The Limitation Period
[44] The moving party spent little to no time arguing that the Plaintiff’s claim was statute barred. It is not pleaded in its statement of defence. The issue is not raised in its factum. Regardless, the Plaintiff alleges that he first received notice of the premium differential in December 2020. The claim was issued in November 2021, well within the applicable limitation period of two years after which the Plaintiff discovered the alleged misrepresentation. On the evidentiary record before me, there is no basis to dismiss the action for being out of time.
Summary and Disposition
[45] For the foregoing reasons, I find that it is not plain and obvious that the claim cannot succeed.
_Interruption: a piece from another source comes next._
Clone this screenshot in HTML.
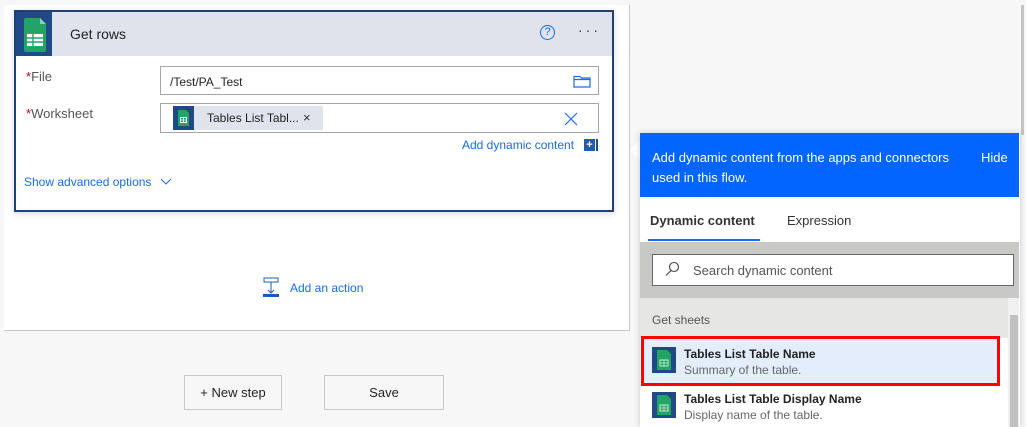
<!DOCTYPE html>
<html><head><style>
*{box-sizing:border-box;margin:0;padding:0}
body{width:1026px;height:427px;overflow:hidden;background:#f7f7f7;font-family:"Liberation Sans",sans-serif;position:relative;font-size:13px;color:#222}
.abs{position:absolute}
</style></head><body>
<div class="abs" style="left:4px;top:5px;width:626px;height:326px;background:#fff;border-right:1px solid #c8c8c8;border-bottom:1px solid #c8c8c8"></div>
<div class="abs" style="left:1021px;top:5px;width:3px;height:130px;background:#c4c4c4"></div>
<div class="abs" style="left:14px;top:10px;width:600px;height:202px;border:2px solid #223f7a;background:#fff;box-shadow:0 2px 6px rgba(0,0,0,.15)">
  <div class="abs" style="left:0;top:0;width:596px;height:44px;background:#dfe4ec"></div>
  <div class="abs" style="left:0;top:0;width:36px;height:44px;background:#1f4a87"></div>
  <svg class="abs" style="left:6px;top:4px" width="26" height="38" viewBox="0 0 26 38"><path d="M2 2h16l6 6v26a2 2 0 0 1-2 2H4a2 2 0 0 1-2-2V4a2 2 0 0 1 2-2z" fill="#21a464"/><path d="M18 2l6 6h-6z" fill="#8ed1b1"/><rect x="5" y="18" width="16" height="12" fill="#fff"/><path d="M5 22h16M5 26h16M11 18v12" stroke="#21a464" stroke-width="1.4"/></svg>
  <div class="abs" style="left:54px;top:14px;font-size:14px;color:#222">Get rows</div>
  <div class="abs" style="left:524px;top:13px;width:15px;height:15px;border:1.3px solid #1a6bf0;border-radius:50%;color:#1a6bf0;font-size:11px;text-align:center;line-height:13px">?</div>
  <div class="abs" style="left:562px;top:10px;font-size:14px;letter-spacing:3px;color:#333">···</div>
  <div class="abs" style="left:10px;top:57px;color:#555"><span style="color:#c00">*</span>File</div>
  <div class="abs" style="left:10px;top:94px;color:#555"><span style="color:#c00">*</span>Worksheet</div>
  <div class="abs" style="left:144px;top:54px;width:439px;height:29px;border:1px solid #a6a6a6;padding:8px 9px;font-size:12px">/Test/PA_Test</div>
  <svg class="abs" style="left:557px;top:62px" width="18" height="14" viewBox="0 0 18 14"><path d="M1 2.5h6l1.5 1.5H17V13H1z M1 5.5h16" fill="none" stroke="#1a6bf0" stroke-width="1.2"/></svg>
  <div class="abs" style="left:144px;top:91px;width:439px;height:30px;border:1px solid #a6a6a6"></div>
  <div class="abs" style="left:157px;top:94px;width:150px;height:24px;background:#dfe4ec"></div>
  <div class="abs" style="left:157px;top:94px;width:21px;height:24px;background:#1f4a87"></div>
  <svg class="abs" style="left:161px;top:97px" width="13" height="18" viewBox="0 0 13 18"><path d="M1 1h8l3 3v13H1z" fill="#21a464"/><rect x="3.5" y="8.5" width="6" height="5" fill="none" stroke="#fff" stroke-width="1"/><path d="M3.5 11h6M6.5 8.5v5" stroke="#fff" stroke-width=".8"/></svg>
  <div class="abs" style="left:191px;top:99px;font-size:12px">Tables List Tabl...</div>
  <div class="abs" style="left:287px;top:98px;font-size:13px;color:#333">×</div>
  <svg class="abs" style="left:548px;top:100px" width="14" height="14"><path d="M1 1l12 12M13 1L1 13" stroke="#1a6bf0" stroke-width="1.2"/></svg>
  <div class="abs" style="left:446px;top:126px;font-size:12px;color:#1a6bf0">Add dynamic content</div>
  <div class="abs" style="left:568px;top:127px;width:11px;height:12px;background:#1f5cb0;color:#fff;font-size:11px;line-height:12px;text-align:center;font-weight:bold">+</div>
  <div class="abs" style="left:580px;top:127px;width:2px;height:12px;background:#1f4a87"></div>
  <div class="abs" style="left:8px;top:163px;font-size:12px;color:#1a6bf0">Show advanced options</div>
  <svg class="abs" style="left:144px;top:166px" width="12" height="8"><path d="M1 1l5 5 5-5" fill="none" stroke="#1a6bf0"/></svg>
</div>
<svg class="abs" style="left:263px;top:277px" width="20" height="21"><rect x="1" y="1" width="14" height="4" fill="none" stroke="#1f5cb0"/><path d="M8 5v11M5 13l3 3 3-3" fill="none" stroke="#1f5cb0"/><rect x="0" y="17" width="16" height="3" fill="#1f5cb0"/></svg>
<div class="abs" style="left:290px;top:281px;font-size:12px;color:#1a6bf0">Add an action</div>
<div class="abs" style="left:184px;top:375px;width:98px;height:35px;border:1px solid #c8c8c8;background:#f7f7f7;text-align:center;line-height:33px;font-size:13px">+ New step</div>
<div class="abs" style="left:324px;top:375px;width:120px;height:35px;border:1px solid #c8c8c8;background:#f7f7f7;text-align:center;line-height:33px;font-size:13px">Save</div>
<div class="abs" style="left:630px;top:140px;width:0;height:0;border-top:10px solid transparent;border-bottom:10px solid transparent;border-right:10px solid #fff"></div>
<div class="abs" style="left:640px;top:133px;width:380px;height:294px;background:#fff;box-shadow:0 0 6px rgba(0,0,0,.2)">
  <div class="abs" style="left:0;top:0;width:379px;height:64px;background:#0066ff;color:#fff;font-size:13px">
    <div class="abs" style="left:12px;top:15px;line-height:20px;width:320px">Add dynamic content from the apps and connectors used in this flow.</div>
    <div class="abs" style="left:341px;top:17px">Hide</div>
  </div>
  <div class="abs" style="left:10px;top:80px;font-size:13px;font-weight:bold;color:#333">Dynamic content</div>
  <div class="abs" style="left:147px;top:80px;font-size:13px;color:#333">Expression</div>
  <div class="abs" style="left:8px;top:106px;width:112px;height:2px;background:#1a6bf0"></div>
  <div class="abs" style="left:0;top:109px;width:379px;height:56px;background:#c8c9c6"></div>
  <div class="abs" style="left:12px;top:121px;width:362px;height:32px;background:#fff;border:1px solid #666"></div>
  <svg class="abs" style="left:24px;top:128px" width="16" height="16"><circle cx="10" cy="6" r="4.5" fill="none" stroke="#444" stroke-width="1.1"/><path d="M7 9.5L2 14.5" stroke="#444" stroke-width="1.1"/></svg>
  <div class="abs" style="left:53px;top:130px;font-size:13px;color:#555">Search dynamic content</div>
  <div class="abs" style="left:0;top:165px;width:368px;height:40px;background:#e6e7e4"></div>
  <div class="abs" style="left:12px;top:180px;font-size:12px;color:#555">Get sheets</div>
  <div class="abs" style="left:368px;top:165px;width:11px;height:129px;background:#f0f0f0"></div>
  <div class="abs" style="left:370px;top:182px;width:8px;height:112px;background:#c1c1c1"></div>
  <div class="abs" style="left:1px;top:203px;width:359px;height:50px;background:#e3edfb;border:3px solid #f00"></div>
  <div class="abs" style="left:12px;top:214px;width:24px;height:26px;background:#1f4a87"></div>
  <svg class="abs" style="left:16px;top:216px" width="16" height="22" viewBox="0 0 16 22"><path d="M1 1h10l4 4v16H1z" fill="#21a464"/><rect x="4" y="11" width="8" height="6" fill="none" stroke="#c9ecd9" stroke-width="1"/><path d="M4 14h8M8 11v6" stroke="#c9ecd9" stroke-width=".8"/></svg>
  <div class="abs" style="left:44px;top:214px;font-size:12px;font-weight:bold;color:#222">Tables List Table Name</div>
  <div class="abs" style="left:44px;top:230px;font-size:12px;color:#666">Summary of the table.</div>
  <div class="abs" style="left:12px;top:259px;width:24px;height:26px;background:#1f4a87"></div>
  <svg class="abs" style="left:16px;top:261px" width="16" height="22" viewBox="0 0 16 22"><path d="M1 1h10l4 4v16H1z" fill="#21a464"/><rect x="4" y="11" width="8" height="6" fill="none" stroke="#c9ecd9" stroke-width="1"/><path d="M4 14h8M8 11v6" stroke="#c9ecd9" stroke-width=".8"/></svg>
  <div class="abs" style="left:44px;top:259px;font-size:12px;font-weight:bold;color:#222">Tables List Table Display Name</div>
  <div class="abs" style="left:44px;top:275px;font-size:12px;color:#666">Display name of the table.</div>
</div>
</body></html>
The motion under r. 21.01(b) is dismissed.
[46] I am not persuaded that there is no genuine issue requiring a trial. The question of whether Jan misrepresented the nature and details of the policy is very much a triable issue, partly to be determined by an assessment and weighing of viva voce evidence. The twin questions of whether the Plaintiff suffered any damages from that misrepresentation and how those damages can be quantified are also genuine issues requiring a trial. The motion for summary judgment is therefore dismissed.
[47] Finally, there is no basis in the evidence for a finding that the claim is barred by any limitation period. That aspect of the motion is also dismissed.
[48] If the parties are unable to agree on the issue of costs, they make take out an appointment to address that issue before me through the trial coordinator at the Newmarket Superior Court of Justice.